PROBLEM REQUIREMENTS:
Check every line of the entries that follow, and copy the ones containing "screenshot".
### DATA FOR PROCESSING ###
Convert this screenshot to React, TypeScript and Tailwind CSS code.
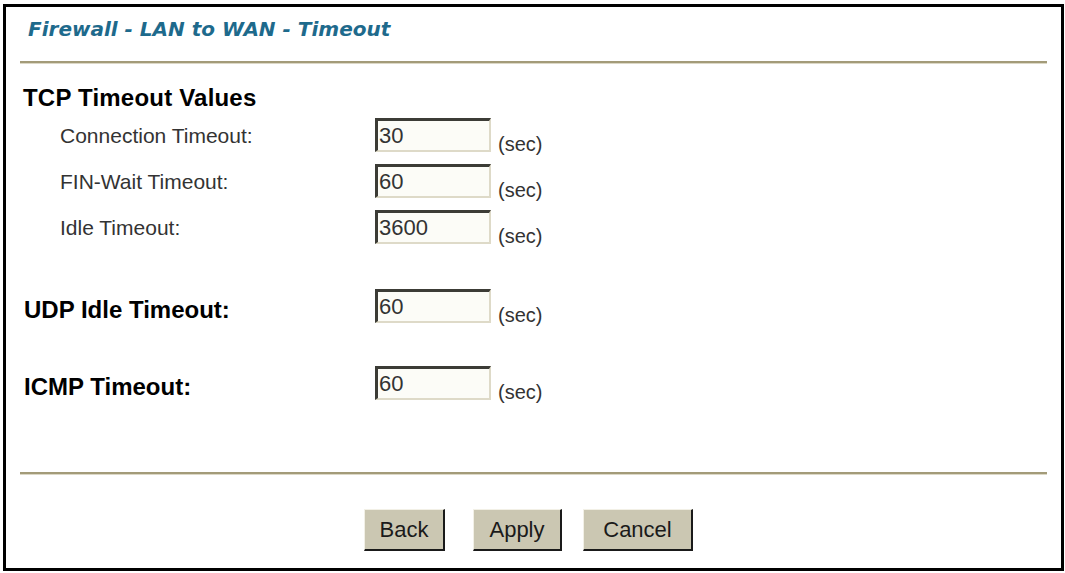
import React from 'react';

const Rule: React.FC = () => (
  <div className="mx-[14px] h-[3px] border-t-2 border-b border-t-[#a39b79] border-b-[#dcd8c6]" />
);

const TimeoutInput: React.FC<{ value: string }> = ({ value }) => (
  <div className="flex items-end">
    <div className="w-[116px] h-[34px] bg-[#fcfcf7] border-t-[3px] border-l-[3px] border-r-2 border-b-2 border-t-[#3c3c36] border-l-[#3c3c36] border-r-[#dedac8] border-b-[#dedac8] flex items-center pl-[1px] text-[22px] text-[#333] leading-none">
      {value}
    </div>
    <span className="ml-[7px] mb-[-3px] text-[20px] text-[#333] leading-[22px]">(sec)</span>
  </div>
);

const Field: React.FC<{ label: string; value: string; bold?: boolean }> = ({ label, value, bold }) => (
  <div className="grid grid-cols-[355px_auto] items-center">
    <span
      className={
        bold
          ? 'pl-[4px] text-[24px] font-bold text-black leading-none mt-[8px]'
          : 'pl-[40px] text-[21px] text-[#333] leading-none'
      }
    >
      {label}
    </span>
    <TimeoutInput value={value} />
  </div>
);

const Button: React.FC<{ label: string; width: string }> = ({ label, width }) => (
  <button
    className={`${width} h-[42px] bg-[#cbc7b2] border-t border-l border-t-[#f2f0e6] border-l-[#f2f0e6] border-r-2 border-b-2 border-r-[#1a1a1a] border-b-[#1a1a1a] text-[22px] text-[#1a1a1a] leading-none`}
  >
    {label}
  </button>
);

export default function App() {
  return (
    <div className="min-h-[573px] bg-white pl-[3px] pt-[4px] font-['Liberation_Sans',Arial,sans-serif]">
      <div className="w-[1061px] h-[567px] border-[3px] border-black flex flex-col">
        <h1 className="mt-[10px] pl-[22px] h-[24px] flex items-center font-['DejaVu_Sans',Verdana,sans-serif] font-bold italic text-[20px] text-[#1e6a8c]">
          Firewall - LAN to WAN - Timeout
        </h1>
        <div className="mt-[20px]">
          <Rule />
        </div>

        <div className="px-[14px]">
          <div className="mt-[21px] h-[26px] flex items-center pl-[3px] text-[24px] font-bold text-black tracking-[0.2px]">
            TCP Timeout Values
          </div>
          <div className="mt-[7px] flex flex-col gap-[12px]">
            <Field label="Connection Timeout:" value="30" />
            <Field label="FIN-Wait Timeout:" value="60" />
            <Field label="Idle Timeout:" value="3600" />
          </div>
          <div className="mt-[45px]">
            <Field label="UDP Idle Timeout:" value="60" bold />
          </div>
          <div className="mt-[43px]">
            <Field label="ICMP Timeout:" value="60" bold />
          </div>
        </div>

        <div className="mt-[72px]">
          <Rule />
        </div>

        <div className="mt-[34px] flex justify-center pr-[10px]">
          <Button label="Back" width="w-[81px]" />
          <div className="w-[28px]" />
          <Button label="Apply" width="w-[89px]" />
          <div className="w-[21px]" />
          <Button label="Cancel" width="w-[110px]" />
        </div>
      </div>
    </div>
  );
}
###
### DATA FOR PROCESSING ###
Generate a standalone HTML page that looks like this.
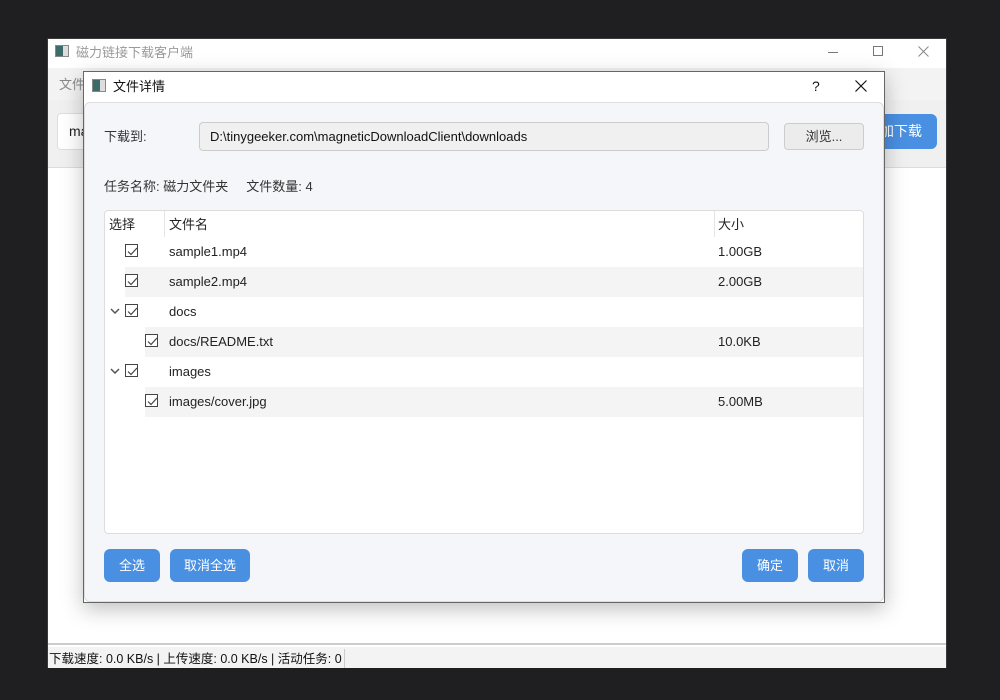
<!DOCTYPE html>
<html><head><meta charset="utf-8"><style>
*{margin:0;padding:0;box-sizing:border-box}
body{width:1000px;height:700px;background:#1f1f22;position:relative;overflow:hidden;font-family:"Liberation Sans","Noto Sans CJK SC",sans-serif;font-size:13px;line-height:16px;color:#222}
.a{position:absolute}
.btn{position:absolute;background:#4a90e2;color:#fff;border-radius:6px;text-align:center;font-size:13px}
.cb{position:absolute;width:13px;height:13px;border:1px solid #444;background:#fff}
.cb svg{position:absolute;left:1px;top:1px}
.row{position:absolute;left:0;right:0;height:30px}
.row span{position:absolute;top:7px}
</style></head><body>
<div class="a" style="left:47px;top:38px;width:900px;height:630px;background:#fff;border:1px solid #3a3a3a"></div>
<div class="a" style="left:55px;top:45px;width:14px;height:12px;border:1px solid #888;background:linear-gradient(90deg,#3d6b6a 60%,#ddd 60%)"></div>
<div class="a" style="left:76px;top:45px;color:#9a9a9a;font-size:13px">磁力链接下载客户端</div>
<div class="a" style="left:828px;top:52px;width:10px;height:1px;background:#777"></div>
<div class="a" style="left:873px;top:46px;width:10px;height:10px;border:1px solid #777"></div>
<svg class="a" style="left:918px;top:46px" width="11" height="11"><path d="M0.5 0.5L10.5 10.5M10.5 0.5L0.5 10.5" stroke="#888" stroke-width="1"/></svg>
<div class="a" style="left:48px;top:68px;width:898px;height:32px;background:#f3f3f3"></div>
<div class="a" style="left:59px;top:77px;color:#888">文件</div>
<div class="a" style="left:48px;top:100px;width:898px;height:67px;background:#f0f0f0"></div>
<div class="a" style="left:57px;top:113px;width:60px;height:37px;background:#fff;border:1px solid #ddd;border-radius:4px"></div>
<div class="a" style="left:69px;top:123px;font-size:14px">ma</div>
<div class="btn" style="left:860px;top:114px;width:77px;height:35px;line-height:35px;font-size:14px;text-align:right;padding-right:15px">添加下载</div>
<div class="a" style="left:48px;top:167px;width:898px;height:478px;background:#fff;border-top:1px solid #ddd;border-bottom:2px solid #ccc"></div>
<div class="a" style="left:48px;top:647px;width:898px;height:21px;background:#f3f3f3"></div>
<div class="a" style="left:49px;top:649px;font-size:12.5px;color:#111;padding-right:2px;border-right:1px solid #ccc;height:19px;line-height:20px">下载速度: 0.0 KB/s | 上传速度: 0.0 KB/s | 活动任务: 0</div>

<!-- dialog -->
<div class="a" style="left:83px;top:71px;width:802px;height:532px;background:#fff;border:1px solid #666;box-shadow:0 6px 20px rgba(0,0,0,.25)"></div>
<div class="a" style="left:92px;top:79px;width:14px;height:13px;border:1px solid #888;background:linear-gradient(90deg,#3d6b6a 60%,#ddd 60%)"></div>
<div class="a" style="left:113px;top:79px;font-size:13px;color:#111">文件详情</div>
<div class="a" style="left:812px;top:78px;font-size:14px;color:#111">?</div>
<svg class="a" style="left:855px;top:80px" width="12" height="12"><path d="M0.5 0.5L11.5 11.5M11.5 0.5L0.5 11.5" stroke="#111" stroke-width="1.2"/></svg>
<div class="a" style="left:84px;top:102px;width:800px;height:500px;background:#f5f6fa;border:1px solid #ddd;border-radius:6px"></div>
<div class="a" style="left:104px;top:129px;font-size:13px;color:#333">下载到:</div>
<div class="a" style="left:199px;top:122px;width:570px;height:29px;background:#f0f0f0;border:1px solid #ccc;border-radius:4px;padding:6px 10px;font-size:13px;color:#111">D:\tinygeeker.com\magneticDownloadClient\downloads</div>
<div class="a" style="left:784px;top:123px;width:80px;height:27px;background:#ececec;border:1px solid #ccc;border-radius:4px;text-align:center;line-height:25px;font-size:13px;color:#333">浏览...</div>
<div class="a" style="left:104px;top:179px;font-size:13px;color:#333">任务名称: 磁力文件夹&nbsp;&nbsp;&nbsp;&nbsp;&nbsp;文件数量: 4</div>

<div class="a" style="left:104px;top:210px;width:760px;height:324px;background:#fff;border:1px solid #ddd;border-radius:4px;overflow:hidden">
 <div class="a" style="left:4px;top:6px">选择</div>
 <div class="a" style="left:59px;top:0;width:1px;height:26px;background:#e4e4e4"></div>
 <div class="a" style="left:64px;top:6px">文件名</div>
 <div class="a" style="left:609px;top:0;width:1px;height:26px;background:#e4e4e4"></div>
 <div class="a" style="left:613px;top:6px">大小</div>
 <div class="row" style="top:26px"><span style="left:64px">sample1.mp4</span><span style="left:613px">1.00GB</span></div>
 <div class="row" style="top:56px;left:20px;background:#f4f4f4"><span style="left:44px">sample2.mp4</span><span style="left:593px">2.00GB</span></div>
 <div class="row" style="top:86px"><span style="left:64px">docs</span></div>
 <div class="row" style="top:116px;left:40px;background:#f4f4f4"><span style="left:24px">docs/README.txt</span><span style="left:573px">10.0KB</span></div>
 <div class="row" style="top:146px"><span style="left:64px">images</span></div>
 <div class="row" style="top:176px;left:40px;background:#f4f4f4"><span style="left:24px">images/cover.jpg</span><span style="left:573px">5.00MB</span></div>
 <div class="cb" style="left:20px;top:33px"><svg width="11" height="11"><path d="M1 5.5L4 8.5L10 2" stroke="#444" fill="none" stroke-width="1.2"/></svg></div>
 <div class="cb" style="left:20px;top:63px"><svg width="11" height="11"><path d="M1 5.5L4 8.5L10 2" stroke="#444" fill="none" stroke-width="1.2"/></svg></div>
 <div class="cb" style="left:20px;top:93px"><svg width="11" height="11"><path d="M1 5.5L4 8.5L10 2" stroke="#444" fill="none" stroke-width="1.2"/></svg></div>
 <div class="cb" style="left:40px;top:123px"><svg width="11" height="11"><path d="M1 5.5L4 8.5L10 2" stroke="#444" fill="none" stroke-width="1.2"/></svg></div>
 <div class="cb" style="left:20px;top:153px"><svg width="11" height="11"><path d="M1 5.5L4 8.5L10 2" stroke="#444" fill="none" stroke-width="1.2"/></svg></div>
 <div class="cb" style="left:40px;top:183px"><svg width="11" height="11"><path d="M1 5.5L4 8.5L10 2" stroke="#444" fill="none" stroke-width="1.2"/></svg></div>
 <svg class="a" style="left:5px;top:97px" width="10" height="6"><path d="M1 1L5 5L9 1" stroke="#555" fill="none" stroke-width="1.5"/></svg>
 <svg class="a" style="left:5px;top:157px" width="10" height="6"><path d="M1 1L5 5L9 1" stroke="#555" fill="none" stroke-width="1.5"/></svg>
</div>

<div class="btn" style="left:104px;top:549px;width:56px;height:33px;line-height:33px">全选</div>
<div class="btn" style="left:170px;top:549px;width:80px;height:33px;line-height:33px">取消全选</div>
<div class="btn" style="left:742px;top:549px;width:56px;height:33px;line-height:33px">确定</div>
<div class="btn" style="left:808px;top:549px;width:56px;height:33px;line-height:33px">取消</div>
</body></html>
###
### DATA FOR PROCESSING ###
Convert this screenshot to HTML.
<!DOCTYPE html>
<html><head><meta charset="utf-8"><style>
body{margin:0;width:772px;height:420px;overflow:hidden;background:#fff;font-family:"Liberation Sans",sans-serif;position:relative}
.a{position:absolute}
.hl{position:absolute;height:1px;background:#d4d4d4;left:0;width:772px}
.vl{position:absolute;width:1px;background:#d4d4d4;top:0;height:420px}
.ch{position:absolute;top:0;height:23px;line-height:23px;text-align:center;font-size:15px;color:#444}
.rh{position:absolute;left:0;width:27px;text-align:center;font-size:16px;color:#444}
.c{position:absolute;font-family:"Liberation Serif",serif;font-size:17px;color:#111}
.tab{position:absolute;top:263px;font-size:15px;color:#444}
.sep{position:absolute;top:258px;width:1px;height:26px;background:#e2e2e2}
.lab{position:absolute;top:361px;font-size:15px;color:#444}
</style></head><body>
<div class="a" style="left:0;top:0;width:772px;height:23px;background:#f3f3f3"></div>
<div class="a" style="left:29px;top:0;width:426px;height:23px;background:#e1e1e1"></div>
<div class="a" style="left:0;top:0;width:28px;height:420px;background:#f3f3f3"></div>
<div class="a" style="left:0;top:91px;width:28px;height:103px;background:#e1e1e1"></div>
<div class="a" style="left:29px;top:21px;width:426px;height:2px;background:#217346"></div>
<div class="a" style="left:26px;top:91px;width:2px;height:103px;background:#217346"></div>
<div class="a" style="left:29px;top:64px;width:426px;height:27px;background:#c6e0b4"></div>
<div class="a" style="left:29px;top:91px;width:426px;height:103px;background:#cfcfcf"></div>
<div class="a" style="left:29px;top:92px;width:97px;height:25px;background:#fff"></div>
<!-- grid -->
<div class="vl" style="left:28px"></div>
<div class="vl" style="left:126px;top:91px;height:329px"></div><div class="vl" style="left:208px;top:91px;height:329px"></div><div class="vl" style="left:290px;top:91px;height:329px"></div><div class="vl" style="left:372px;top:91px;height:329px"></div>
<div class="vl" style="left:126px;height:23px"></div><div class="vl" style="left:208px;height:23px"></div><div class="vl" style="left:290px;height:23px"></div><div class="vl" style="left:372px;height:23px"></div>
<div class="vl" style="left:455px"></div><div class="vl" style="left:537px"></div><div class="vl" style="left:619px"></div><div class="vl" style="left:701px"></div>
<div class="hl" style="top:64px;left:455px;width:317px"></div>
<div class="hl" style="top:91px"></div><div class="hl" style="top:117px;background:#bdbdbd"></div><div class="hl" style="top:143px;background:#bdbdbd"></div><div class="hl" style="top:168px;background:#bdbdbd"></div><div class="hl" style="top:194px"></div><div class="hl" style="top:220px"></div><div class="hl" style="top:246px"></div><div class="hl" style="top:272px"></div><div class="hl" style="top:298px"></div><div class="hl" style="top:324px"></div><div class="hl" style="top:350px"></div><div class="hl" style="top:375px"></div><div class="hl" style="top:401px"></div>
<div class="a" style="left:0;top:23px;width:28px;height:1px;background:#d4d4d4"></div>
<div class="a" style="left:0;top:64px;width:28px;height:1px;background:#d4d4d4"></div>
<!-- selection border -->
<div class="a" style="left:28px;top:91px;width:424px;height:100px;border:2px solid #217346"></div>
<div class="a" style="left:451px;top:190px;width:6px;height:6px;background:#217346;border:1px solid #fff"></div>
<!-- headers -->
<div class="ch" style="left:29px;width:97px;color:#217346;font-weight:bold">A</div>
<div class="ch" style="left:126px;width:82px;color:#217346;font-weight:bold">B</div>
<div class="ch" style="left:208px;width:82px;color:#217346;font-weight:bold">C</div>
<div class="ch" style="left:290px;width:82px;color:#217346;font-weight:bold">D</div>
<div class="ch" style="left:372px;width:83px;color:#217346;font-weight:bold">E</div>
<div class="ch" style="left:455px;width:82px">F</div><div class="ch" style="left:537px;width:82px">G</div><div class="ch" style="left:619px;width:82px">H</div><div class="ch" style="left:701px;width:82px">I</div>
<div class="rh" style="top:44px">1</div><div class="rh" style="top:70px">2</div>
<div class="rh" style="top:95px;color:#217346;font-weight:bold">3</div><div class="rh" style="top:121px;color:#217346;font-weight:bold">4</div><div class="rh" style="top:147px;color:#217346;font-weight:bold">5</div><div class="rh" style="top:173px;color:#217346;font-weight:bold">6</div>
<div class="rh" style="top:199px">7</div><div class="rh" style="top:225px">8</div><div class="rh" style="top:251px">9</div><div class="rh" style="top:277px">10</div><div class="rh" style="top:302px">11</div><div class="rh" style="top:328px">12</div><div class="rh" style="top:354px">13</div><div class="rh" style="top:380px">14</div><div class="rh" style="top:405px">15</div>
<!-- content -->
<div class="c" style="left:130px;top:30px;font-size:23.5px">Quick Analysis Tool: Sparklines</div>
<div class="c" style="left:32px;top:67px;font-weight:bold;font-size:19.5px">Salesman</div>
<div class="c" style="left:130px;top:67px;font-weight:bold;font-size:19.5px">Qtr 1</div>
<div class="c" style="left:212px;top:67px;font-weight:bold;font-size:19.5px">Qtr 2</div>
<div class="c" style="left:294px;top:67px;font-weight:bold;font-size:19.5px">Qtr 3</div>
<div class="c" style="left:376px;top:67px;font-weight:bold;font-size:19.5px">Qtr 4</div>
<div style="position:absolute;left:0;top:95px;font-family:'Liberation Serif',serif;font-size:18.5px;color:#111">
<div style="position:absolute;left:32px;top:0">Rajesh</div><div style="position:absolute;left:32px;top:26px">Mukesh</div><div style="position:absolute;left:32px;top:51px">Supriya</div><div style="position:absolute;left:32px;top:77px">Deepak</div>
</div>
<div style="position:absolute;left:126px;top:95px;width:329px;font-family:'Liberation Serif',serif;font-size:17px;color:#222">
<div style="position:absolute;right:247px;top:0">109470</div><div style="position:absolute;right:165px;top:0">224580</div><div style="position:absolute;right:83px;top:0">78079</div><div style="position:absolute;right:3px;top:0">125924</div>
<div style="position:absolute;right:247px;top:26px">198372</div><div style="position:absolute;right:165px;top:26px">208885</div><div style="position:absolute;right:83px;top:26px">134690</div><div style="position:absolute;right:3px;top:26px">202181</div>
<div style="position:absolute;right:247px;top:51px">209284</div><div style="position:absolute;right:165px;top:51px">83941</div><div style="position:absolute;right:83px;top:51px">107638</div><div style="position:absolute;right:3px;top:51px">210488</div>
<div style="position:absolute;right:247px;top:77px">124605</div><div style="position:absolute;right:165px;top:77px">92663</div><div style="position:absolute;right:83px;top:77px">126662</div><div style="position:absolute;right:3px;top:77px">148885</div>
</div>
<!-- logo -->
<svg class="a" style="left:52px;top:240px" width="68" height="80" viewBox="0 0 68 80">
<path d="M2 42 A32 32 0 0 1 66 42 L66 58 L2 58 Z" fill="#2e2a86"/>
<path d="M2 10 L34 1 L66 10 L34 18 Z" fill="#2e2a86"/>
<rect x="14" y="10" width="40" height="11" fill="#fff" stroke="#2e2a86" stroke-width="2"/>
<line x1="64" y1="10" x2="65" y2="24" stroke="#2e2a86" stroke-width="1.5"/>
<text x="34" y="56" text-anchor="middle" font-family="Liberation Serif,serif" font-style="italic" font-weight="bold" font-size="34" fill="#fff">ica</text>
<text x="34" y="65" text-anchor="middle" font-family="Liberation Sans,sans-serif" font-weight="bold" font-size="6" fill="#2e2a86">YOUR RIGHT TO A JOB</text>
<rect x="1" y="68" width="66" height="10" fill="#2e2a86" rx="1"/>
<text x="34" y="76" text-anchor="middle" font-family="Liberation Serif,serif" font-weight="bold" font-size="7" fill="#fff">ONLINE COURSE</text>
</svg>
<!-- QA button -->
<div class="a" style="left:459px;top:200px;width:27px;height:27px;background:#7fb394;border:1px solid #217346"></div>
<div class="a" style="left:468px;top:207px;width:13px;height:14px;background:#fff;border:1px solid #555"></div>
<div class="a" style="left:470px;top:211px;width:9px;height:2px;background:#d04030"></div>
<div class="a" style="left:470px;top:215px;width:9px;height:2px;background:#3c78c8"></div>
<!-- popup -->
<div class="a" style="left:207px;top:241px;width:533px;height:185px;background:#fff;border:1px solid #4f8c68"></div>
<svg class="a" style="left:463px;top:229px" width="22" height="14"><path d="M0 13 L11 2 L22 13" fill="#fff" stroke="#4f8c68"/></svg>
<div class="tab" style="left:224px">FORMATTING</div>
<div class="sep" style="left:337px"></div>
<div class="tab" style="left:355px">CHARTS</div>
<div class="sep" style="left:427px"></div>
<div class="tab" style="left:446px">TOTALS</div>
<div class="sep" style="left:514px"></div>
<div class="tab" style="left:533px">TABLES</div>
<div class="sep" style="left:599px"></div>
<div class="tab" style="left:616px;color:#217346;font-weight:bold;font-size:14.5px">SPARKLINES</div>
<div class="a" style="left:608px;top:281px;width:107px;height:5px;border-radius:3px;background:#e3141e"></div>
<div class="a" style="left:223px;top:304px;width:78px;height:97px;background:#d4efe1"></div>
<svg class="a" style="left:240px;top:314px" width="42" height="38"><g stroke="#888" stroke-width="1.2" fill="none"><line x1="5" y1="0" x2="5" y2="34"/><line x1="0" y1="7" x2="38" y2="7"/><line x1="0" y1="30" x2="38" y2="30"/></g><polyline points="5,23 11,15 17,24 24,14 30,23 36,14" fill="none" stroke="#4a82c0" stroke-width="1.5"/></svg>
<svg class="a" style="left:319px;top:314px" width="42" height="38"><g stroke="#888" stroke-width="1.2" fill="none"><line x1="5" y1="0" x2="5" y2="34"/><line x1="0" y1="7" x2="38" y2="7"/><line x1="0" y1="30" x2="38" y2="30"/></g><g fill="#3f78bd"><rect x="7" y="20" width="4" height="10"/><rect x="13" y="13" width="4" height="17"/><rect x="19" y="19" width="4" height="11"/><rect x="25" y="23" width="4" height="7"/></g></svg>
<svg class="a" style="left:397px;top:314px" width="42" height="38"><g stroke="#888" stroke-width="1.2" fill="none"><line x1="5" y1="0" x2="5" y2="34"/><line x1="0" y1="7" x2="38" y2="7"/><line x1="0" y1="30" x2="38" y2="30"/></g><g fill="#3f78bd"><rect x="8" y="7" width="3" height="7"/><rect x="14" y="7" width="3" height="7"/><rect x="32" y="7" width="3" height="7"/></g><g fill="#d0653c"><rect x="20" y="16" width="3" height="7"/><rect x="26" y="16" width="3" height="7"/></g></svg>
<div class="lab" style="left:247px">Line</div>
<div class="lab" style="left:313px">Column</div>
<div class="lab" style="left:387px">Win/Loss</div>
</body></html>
###
THE ANSWER:
Convert this screenshot to React, TypeScript and Tailwind CSS code.
Convert this screenshot to HTML.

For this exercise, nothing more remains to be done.